3. Take responsibility for your heart.
It’s likely not your first instinct to take responsibility when you’re engaging in a conflict. We know because it’s not ours, either! However, when you practice self-awareness by taking responsibility for your wrongdoings, you give yourself a better opportunity to hear from God. He longs to speak to you and reveal to you the condition of your heart.
It won’t be easy, but it will be eye-opening when you pray Psalm 139:23: “Search me, God, and know my heart…”
Follow step two—take time away, redirect your heart toward God, and allow Him to reveal areas where you may need to adopt a different posture. Maybe, you’re carrying bitterness, anger, or pride, and these emotions are driving your actions or words. Rather than digging in your heels, uproot these feelings, and let God do His work in you.
4. Choose to repair and reconnect.
Just as loving someone is a daily, or even hourly, decision, so is repairing conflict. A conversation dedicated to repairing and reconnecting can play out in several ways, depending on how you’re feeling and why the conflict escalated in the first place. Here are a few ways you can navigate repair and work toward reconnecting with your spouse.
What is the fear you have that was triggered by the conflict? Did you feel worthless, devalued, rejected, or judged? Or, did you feel out of control or alone in the moment? Calling this out can help your husband or wife better understand why you reacted the way you did.

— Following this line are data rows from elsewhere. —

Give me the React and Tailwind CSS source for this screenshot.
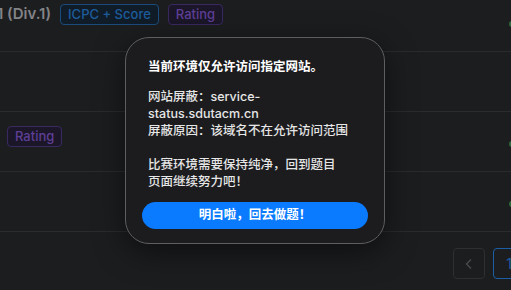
import React from "react";

const font = { fontFamily: '"Inter", "Noto Sans CJK SC", sans-serif' };

function Badge({ kind, children }) {
  const cls =
    kind === "blue"
      ? "border-[#1b4b7c] bg-[#111c29] text-[#1d5c9c]"
      : "border-[#3a2860] bg-[#1b1628] text-[#5e3f96]";
  return (
    <span className={`inline-flex h-[21px] items-center rounded-[4px] border px-[7px] text-[13px] font-medium ${cls}`}>
      {children}
    </span>
  );
}

function Row({ children, dot }) {
  return (
    <div className="relative flex h-[60px] items-start border-b border-[#2a2b2e] pt-[11px]">
      {children}
      {dot ? <span className="absolute right-[-4px] top-[29px] h-[6px] w-[6px] rounded-full bg-[#2f6b3b]" /> : null}
    </div>
  );
}

export default function App() {
  return (
    <div className="relative h-[290px] w-[511px] overflow-hidden bg-[#1c1d1f]" style={font}>
      <div className="-mt-2">
        <Row dot>
          <div className="flex items-center gap-[9px]">
            <span className="-ml-[3px] text-[15px] font-semibold text-[#838488]">1 (Div.1)</span>
            <Badge kind="blue">ICPC + Score</Badge>
            <Badge kind="purple">Rating</Badge>
          </div>
        </Row>
        <Row />
        <Row dot>
          <div className="pl-[7px]">
            <Badge kind="purple">Rating</Badge>
          </div>
        </Row>
        <Row dot />
      </div>

      <div className="mt-[16px] flex justify-end gap-2">
        <button className="flex h-[31px] w-[32px] items-center justify-center rounded-[4px] border border-[#2e2f32] text-[#4a4b4f]">
          <svg width="10" height="12" viewBox="0 0 10 12" fill="none">
            <path d="M7 1.5L2.5 6L7 10.5" stroke="currentColor" strokeWidth="1.3" />
          </svg>
        </button>
        <button className="-mr-[14px] flex h-[31px] w-[32px] items-center justify-center rounded-[4px] border border-[#1b5ea6] text-[14px] text-[#1b5ea6]">
          1
        </button>
      </div>

      <div className="absolute left-[125px] top-[37px] flex h-[207px] w-[260px] flex-col rounded-[24px] border border-[#5d5e61] bg-[#1c1c1e] px-4 pb-[14px] pt-[20px] shadow-[0_8px_30px_rgba(0,0,0,0.5)]">
        <div className="px-[6px] text-[12.5px] leading-[17px] text-[#e6e6e6]">
          <p className="font-bold text-white">当前环境仅允许访问指定网站。</p>
          <p className="mt-[13px] font-medium">
            网站屏蔽：service-
            <br />
            status.sdutacm.cn
            <br />
            屏蔽原因：该域名不在允许访问范围
          </p>
          <p className="mt-[17px] font-medium">
            比赛环境需要保持纯净，回到题目
            <br />
            页面继续努力吧！
          </p>
        </div>
        <button className="mt-auto flex h-[27px] w-full items-center justify-center rounded-full bg-[#0a7aff] text-[12.5px] font-bold text-white">
          明白啦，回去做题！
        </button>
      </div>
    </div>
  );
}
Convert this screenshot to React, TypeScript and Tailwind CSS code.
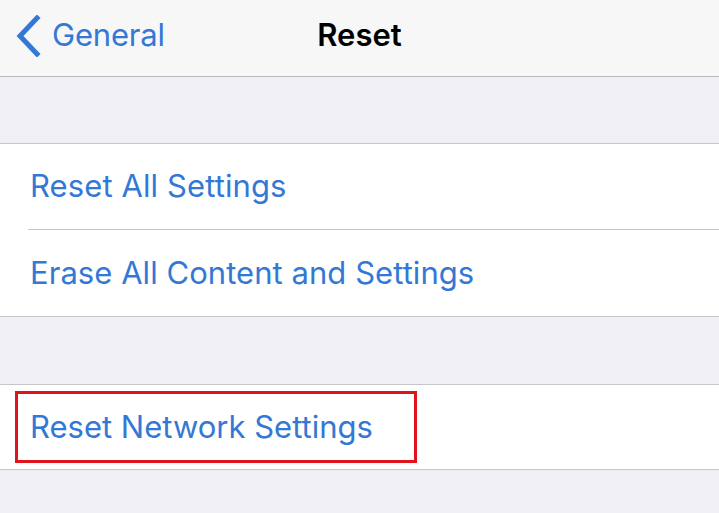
export default function App() {
  const font = { fontFamily: 'Inter, "Open Sans", sans-serif' }

  return (
    <div className="w-[719px] h-[513px] overflow-hidden bg-[#efeff4]" style={font}>
      {/* Nav bar */}
      <div className="relative h-[77px] bg-[#f7f7f8] border-b border-[#b9b9bd] flex items-center">
        <div className="flex items-center pl-[15px] gap-[11px] text-[#3478d6]">
          <svg width="26" height="42" viewBox="0 0 26 42" fill="none" className="mt-[-4px]">
            <path d="M22 3 L5 21 L22 39" stroke="currentColor" strokeWidth="5" strokeLinecap="square" strokeLinejoin="miter" />
          </svg>
          <span className="text-[31px] tracking-[-0.2px] mt-[-6px]">General</span>
        </div>
        <span className="absolute left-1/2 -translate-x-1/2 top-[12px] text-[31px] font-semibold text-black">Reset</span>
      </div>

      <div className="h-[66px]" />

      {/* Group 1 */}
      <div className="bg-white border-y border-[#c8c7cc]">
        <div className="h-[85px] flex items-center pl-[30px] text-[31px] text-[#3478d6] tracking-[0.1px]">
          Reset All Settings
        </div>
        <div className="ml-[28px] border-t border-[#c8c7cc]" />
        <div className="h-[86px] flex items-center pl-[30px] text-[31px] text-[#3478d6] tracking-[0.05px]">
          Erase All Content and Settings
        </div>
      </div>

      <div className="h-[67px]" />

      {/* Group 2 */}
      <div className="bg-white border-y border-[#c8c7cc]">
        <div className="relative h-[84px] flex items-center pl-[30px] text-[31px] text-[#3478d6]">
          Reset Network Settings
          <div className="absolute left-[15px] top-[6px] w-[402px] h-[72px] border-[3px] border-[#e0121a]" />
        </div>
      </div>
    </div>
  )
}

Sometimes, you just need to refer to age-old tactics you’ve been taught to use your whole life—say, “Sorry,” and explain what you’re sorry for. These are key steps toward forgiveness and repair in any relationship, including your marriage. In this step, be specific. Maybe you reacted by withdrawing from your spouse, blaming them, or belittling them. By calling out exactly what you’re sorry for doing, you let the other person know that specific reaction is one you want to avoid in the future.
You took an opportunity to share about how you felt and why it made you react in a certain way, but it’s also important to acknowledge your spouse’s feelings and affirm that you understand how your actions prompted them. Making your husband or wife feel seen and safe is always important, but it’s especially important in moments of vulnerability.
Did we mention that saying, “I’m sorry,” can take you further than you probably think? It’s one of the greatest gestures of humility you can offer in a moment of reconciliation with your spouse. In addition to apologizing, go one step further by asking what can be done to make things right. Work to repair any feelings or layers of trust that may have been damaged along the way. This may be as simple as handling the same topic differently the next time, or it may require more time and intentionality to bring true healing. Each conflict is different and will need its own special attention to be repaired.
All marriages have conflict—even healthy marriages. So, try your best to avoid running from conflict. Instead, embrace the opportunity to repair conflict well, so it doesn’t strain your marriage overall. Ask God to help you utilize the steps above whenever you and your spouse are at odds. Let Him guide you as you reconnect with your spouse and Him.